All I did was take the first train out of Lewes to spend the day at the University of Birmingham. Two things that shook my brain: St. Pancras International ... and, sounding like a commercial, Virgin Trains. Although the train was quiet two people came through the train to collect rubbish ... as bubbly as buttons. Four times. The toilets were spotless. All in very sharp contrast to Southern Trains out of London where everything was overflowing ... 
 
I last studied 'lecture style' 31 years ago, yet I have signed up for one of these while I continue my learning journey here through all the MA ODE modules.
 
Learning is learning - it neither takes place online or off. It is in your head.

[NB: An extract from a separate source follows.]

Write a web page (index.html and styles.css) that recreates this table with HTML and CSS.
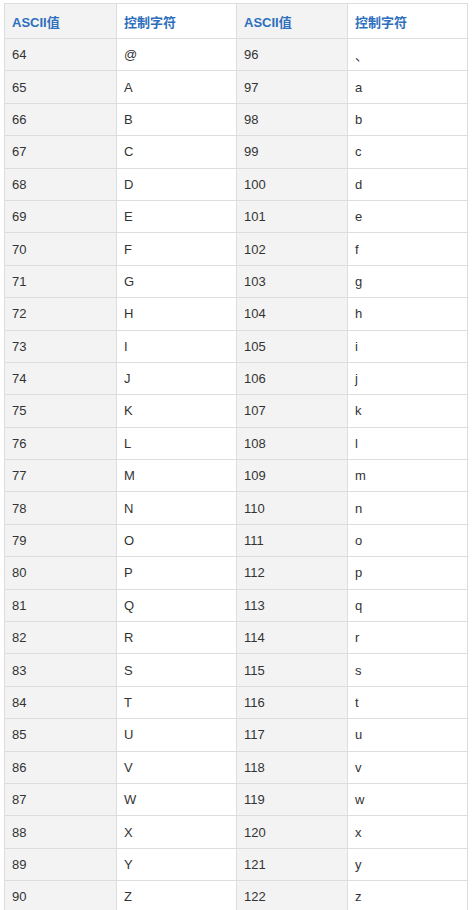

It is what the brain is given a chance to do with it that counts.
 
I can now weigh up the two as I study in two very different ways in parallel.
 
There is of course 'blended learning' too that in a planned way mixes up both use of e-learning and face to face.
 
I met someone who, like me, has just completed a degree with the OU and we immediately began to share notes.
 
The OU is of ourse 'open' to anyone - online learning makes formal learning possible for any of us who either need to stay in one place, or are always on the move. People who need significant flexibility in how they manage their time ... and don't want the cost in time and money to get to a place for a tutorial, seminar, lecture conference. And people who 'don't get on with people' - not just agrophobia, you know what I mean. I switch constantly, sometimes very keen to be on my own ... 
 
Nothing beats getting to know your fellow students than spending a day with them, during coffee and comfort breaks, at lunch, walking through the campus, in seminar rooms before a talk begins ... and on the way home when you find part of your journey is shared.
 
Relationships formed here are akin to a long distance phone call, or letters to a stranger, even, oddly, having a chat with the postman or a builder ... you let them into your house.
 
And your head?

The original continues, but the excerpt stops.